Permit fees themselves generally run $1,200 to $10,000 depending on the jurisdiction and the scope of the project.

Resale Value and Long-Term Considerations

Shouses occupy a niche in the real estate market, which creates both opportunity and risk for owners thinking about long-term value. In rural areas where there’s demand for combined workspace and living space, professionally built shouses tend to hold their value well and appreciate over time. In areas with less demand for this type of property, the resale market can be thin, and selling may take longer than it would for a conventional home.

Appraisal challenges don’t end at the construction loan phase — they resurface at resale. The same lack of comparable sales that makes initial financing difficult also makes it hard for a future buyer’s appraiser to value the property accurately, often leading to undervaluation. Quality of construction matters enormously here: professionally built structures with clean finishes, proper permits, and code-compliant systems are far easier to sell and finance than DIY projects with questionable craftsmanship or unfinished interiors.

Insurance is another factor owners should plan for. A standard homeowner’s policy may not adequately cover a property that combines residential and workshop functions. Specialized policies that cover both the living space and the shop — including business equipment, tools, or inventory stored in the workshop — are often necessary, and a professional appraisal to set accurate coverage limits is recommended.
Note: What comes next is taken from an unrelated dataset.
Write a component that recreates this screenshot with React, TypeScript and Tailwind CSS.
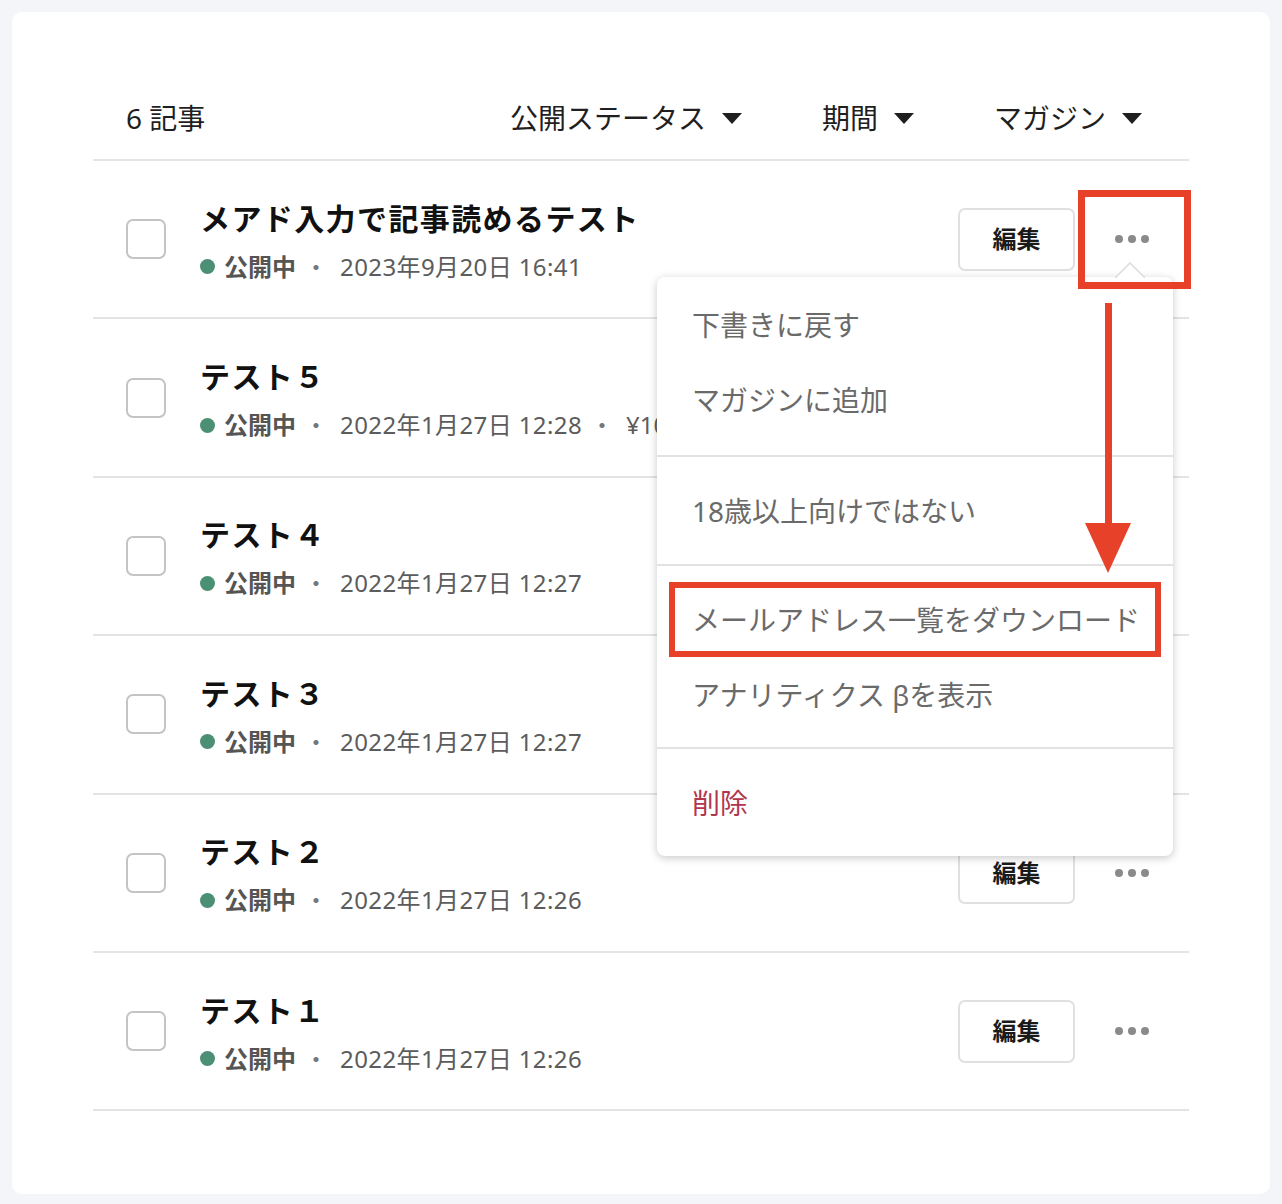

For property tax purposes, mixed-use structures are generally assessed based on their actual use. In Colorado, for example, the residential portion of a property is assessed at 6.25 to 7.05 percent of market value, while commercial or non-residential portions are assessed at 27 percent. Classification is determined by actual use as of the assessment date, so how the space is divided and used directly affects the tax bill. Combining the home and shop into a single structure can offer an efficiency advantage: one set of permits, one tax parcel, and one structure to insure, rather than maintaining separate buildings.